O presídio deixou de ser apenas uma sanção penal para se tornar estratégico para o crime organizado, sobretudo após os anos 1990, com o surgimento de facções como o Comando Vermelho (CV) e o Primeiro Comando da Capital (PCC). Como bem observou João Bosco Sá Valente, é dos presídios que partem as ordens para atentados, tráfico, execuções, e até negociações de armamentos e “escambos” com o exterior. Estamos diante de um Estado paralelo que se organiza e sobrevive dentro das prisões.
2. O Nascedouro da Criminalidade Organizada no Cárcere
A história mostra que o Instituto Penal Cândido Mendes, na Ilha Grande (RJ), foi o marco da gênese do crime organizado no Brasil, quando presos comuns e perigosos passaram a conviver sem distinção, favorecendo a formação de redes, códigos próprios e estruturas hierárquicas. Essa realidade se repetiu em São Paulo com o PCC, nascido como “sindicato do crime”, prometendo proteção aos presos contra abusos estatais e que, com o tempo, se tornou um império criminoso.
Segundo a Lei nº 12.850/2013, organização criminosa é aquela composta por quatro ou mais pessoas com divisão de tarefas e objetivo de obter vantagens por meio de infrações penais graves. Hoje, o crime organizado nos presídios preenche esses requisitos com sobras, pois há liderança, recrutamento, estrutura empresarial, divisão territorial e conexões internacionais.
3. O Presídio Como Centro de Poder
Diferentemente da prisão como espaço de punição e reeducação, muitos presídios se tornaram verdadeiros centros de poder paralelo, onde as facções exercem controle não só entre os detentos, mas também sobre comunidades inteiras fora dos muros.
A ausência do Estado em políticas eficazes de reintegração, o descaso com a saúde, a superlotação e o déficit de agentes penitenciários tornam o ambiente fértil para a dominação das facções. Como afirmou Valente (2023), as organizações criminosas, utilizando-se de tecnologia, “sites” criptografados e rede de informantes, operam com sofisticação, como empresas modernas, gerindo até o “leasing” de armamentos e o fechamento de comércios nas comunidades.

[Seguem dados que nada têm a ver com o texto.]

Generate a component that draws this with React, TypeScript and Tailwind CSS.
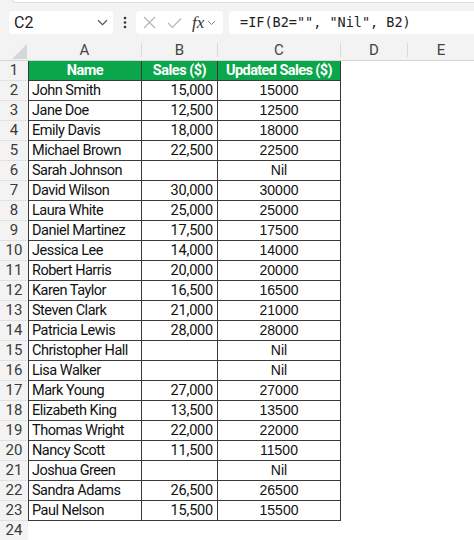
import React from "react";

type Row = [string, string, string];

const rows: Row[] = [
  ["John Smith", "15,000", "15000"],
  ["Jane Doe", "12,500", "12500"],
  ["Emily Davis", "18,000", "18000"],
  ["Michael Brown", "22,500", "22500"],
  ["Sarah Johnson", "", "Nil"],
  ["David Wilson", "30,000", "30000"],
  ["Laura White", "25,000", "25000"],
  ["Daniel Martinez", "17,500", "17500"],
  ["Jessica Lee", "14,000", "14000"],
  ["Robert Harris", "20,000", "20000"],
  ["Karen Taylor", "16,500", "16500"],
  ["Steven Clark", "21,000", "21000"],
  ["Patricia Lewis", "28,000", "28000"],
  ["Christopher Hall", "", "Nil"],
  ["Lisa Walker", "", "Nil"],
  ["Mark Young", "27,000", "27000"],
  ["Elizabeth King", "13,500", "13500"],
  ["Thomas Wright", "22,000", "22000"],
  ["Nancy Scott", "11,500", "11500"],
  ["Joshua Green", "", "Nil"],
  ["Sandra Adams", "26,500", "26500"],
  ["Paul Nelson", "15,500", "15500"],
];

const narrow = { fontFamily: '"Liberation Sans Narrow", "Roboto", sans-serif' };

function Chevron() {
  return (
    <svg width="11" height="7" viewBox="0 0 11 7" fill="none">
      <path d="M1 1.2 L5.5 5.6 L10 1.2" stroke="#555" strokeWidth="1.2" />
    </svg>
  );
}

function RowNum({ n }: { n: number }) {
  return (
    <div className="w-[28px] h-[20px] shrink-0 bg-[#f3f3f3] border-b border-[#e1e1e1] flex items-center justify-center text-[15px] text-[#3a3a3a] leading-none">
      {n}
    </div>
  );
}

export default function App() {
  return (
    <div className="w-[474px] h-[540px] overflow-hidden bg-white" style={narrow}>
      {/* top toolbar */}
      <div className="h-[40px] bg-[#f3f3f3] flex flex-col">
        <div className="h-[3px] ml-[12px] bg-white border-b border-l border-[#dcdcdc] rounded-bl-[4px]" />
        <div className="flex items-center mt-[8px] h-[23px]">
          <div className="ml-[9px] w-[104px] h-[23px] bg-white rounded-[4px] flex items-center justify-between pl-[5px] pr-[5px]">
            <span className="text-[16px] text-[#222]">C2</span>
            <Chevron />
          </div>
          <div className="w-[23px] flex justify-center">
            <svg width="4" height="13" viewBox="0 0 4 13">
              <circle cx="2" cy="2" r="1.3" fill="#333" />
              <circle cx="2" cy="6.5" r="1.3" fill="#333" />
              <circle cx="2" cy="11" r="1.3" fill="#333" />
            </svg>
          </div>
          <div className="w-[87px] h-[23px] bg-white rounded-[4px] flex items-center pl-[7px] pr-[3px]">
            <svg width="13" height="13" viewBox="0 0 13 13" fill="none">
              <path d="M1 1 L12 12 M12 1 L1 12" stroke="#b5b5b5" strokeWidth="1.2" />
            </svg>
            <svg className="ml-[11px]" width="15" height="12" viewBox="0 0 15 12" fill="none">
              <path d="M1 6 L5.5 10.5 L14 1.5" stroke="#b5b5b5" strokeWidth="1.2" />
            </svg>
            <span
              className="ml-[10px] text-[17px] italic leading-none text-[#333]"
              style={{ fontFamily: '"Liberation Serif", serif' }}
            >
              fx
            </span>
            <span className="ml-[3px]">
              <svg width="9" height="6" viewBox="0 0 9 6" fill="none">
                <path d="M1 1 L4.5 4.6 L8 1" stroke="#888" strokeWidth="1" />
              </svg>
            </span>
          </div>
          <div className="ml-[6px] flex-1 h-[23px] bg-white rounded-l-[4px] flex items-center pl-[11px]">
            <span
              className="text-[13.5px] text-[#222] whitespace-pre"
              style={{ fontFamily: '"DejaVu Sans Mono", monospace' }}
            >
              {'=IF(B2="", "Nil", B2)'}
            </span>
          </div>
        </div>
      </div>

      {/* column headers */}
      <div className="flex h-[21px] bg-[#f3f3f3] border-b border-[#d4d4d4] text-[15px] text-[#444]">
        <div className="w-[28px] h-full relative">
          <svg className="absolute left-[12px] top-[4px]" width="15" height="15" viewBox="0 0 15 15">
            <path d="M15 0 L15 15 L0 15 Z" fill="#d6d6d6" />
          </svg>
        </div>
        <div className="w-[114px] flex items-center justify-center border-r border-[#dadada] my-[3px]">A</div>
        <div className="w-[76px] flex items-center justify-center border-r border-[#dadada] my-[3px]">B</div>
        <div className="w-[123px] flex items-center justify-center border-r border-[#dadada] my-[3px]">C</div>
        <div className="w-[67px] flex items-center justify-center border-r border-[#dadada] my-[3px]">D</div>
        <div className="w-[66px] flex items-center justify-center">E</div>
      </div>

      {/* row 1 header */}
      <div className="flex h-[20px]">
        <RowNum n={1} />
        <div className="w-[114px] h-[20px] bg-[#0aa64b] border-l border-r border-b border-[#3a3a3a] flex items-center justify-center text-white font-bold text-[14.5px] tracking-[-0.5px]">
          Name
        </div>
        <div className="w-[76px] h-[20px] bg-[#0aa64b] border-r border-b border-[#3a3a3a] flex items-center justify-center text-white font-bold text-[14.5px] tracking-[-0.5px]">
          Sales ($)
        </div>
        <div className="w-[123px] h-[20px] bg-[#0aa64b] border-r border-b border-[#3a3a3a] flex items-center justify-center text-white font-bold text-[14.5px] tracking-[-0.6px] whitespace-nowrap">
          Updated Sales ($)
        </div>
      </div>

      {rows.map((r, i) => (
        <div key={i} className="flex h-[20px]">
          <RowNum n={i + 2} />
          <div className="w-[114px] h-[20px] border-l border-r border-b border-[#3a3a3a] flex items-center pl-[3px] text-[14.5px] tracking-[-0.5px] text-[#111] whitespace-nowrap">
            {r[0]}
          </div>
          <div className="w-[76px] h-[20px] border-r border-b border-[#3a3a3a] flex items-center justify-end pr-[4px] text-[14.5px] tracking-[-0.2px] text-[#111]">
            {r[1]}
          </div>
          <div
            className="w-[123px] h-[20px] border-r border-b border-[#3a3a3a] flex items-center justify-center text-[14px] text-[#111]"
            style={{ fontFamily: '"Liberation Sans", Arial, sans-serif' }}
          >
            {r[2]}
          </div>
        </div>
      ))}

      <div className="flex h-[20px]">
        <RowNum n={24} />
      </div>
    </div>
  );
}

4. Soluções e o Papel do Estado
O enfrentamento do crime organizado no sistema prisional não se resume a mais repressão. Exige ações articuladas, como:
Unificação das inteligências policiais e penitenciárias;
Isolamento efetivo das lideranças, como previsto no Regime Disciplinar Diferenciado (RDD);
Investimentos em educação e trabalho dentro das prisões (como prevê a Lei de Execução Penal – LEP, Lei nº 7.210/1984);
Controle rigoroso da comunicação interna e visitas;
Capacitação e valorização dos agentes de segurança prisional.
O exemplo da Itália, citado no artigo de Valente, é emblemático. Com a criação da Direzione Investigativa Antimafia (DIA) e da Polizia Penitenziaria, o país passou a adotar uma política articulada entre polícia, justiça e inteligência, com foco em desarticular o controle dos mafiosos sobre o cárcere. No Brasil, precisamos de um modelo semelhante, adaptado à nossa realidade jurídica e social.
5. Considerações Finais
O crime organizado encontrou no sistema prisional brasileiro um terreno fértil para se estruturar, crescer e influenciar o mundo exterior. Enfrentar esse fenômeno exige muito mais que operações esporádicas. É preciso rever o modelo prisional, investir em inteligência e quebrar a lógica do domínio interno das facções.
O cárcere não pode continuar sendo escola do crime e base operacional do poder paralelo. A sociedade precisa compreender que investir em presídios humanos, organizados e controlados pelo Estado é, antes de tudo, investir na própria segurança e na quebra do ciclo de violência.
Referências
BRASIL. Constituição da República Federativa do Brasil de 1988. Art. 144. Disponível: https://www.planalto.gov.br/ccivil_03/Constituicao/Constituicao.htm
Acesso em: 11 out. 2025.
BRASIL. Lei nº 7.210, de 11 de julho de 1984. Institui a Lei de Execução Penal. Diário Oficial da União, Brasília, DF, 13 jul. 1984.
BRASIL. Lei nº 12.850, de 2 de agosto de 2013. Define organização criminosa e dispõe sobre investigação criminal. Diário Oficial da União, Brasília, DF, 5 ago. 2013.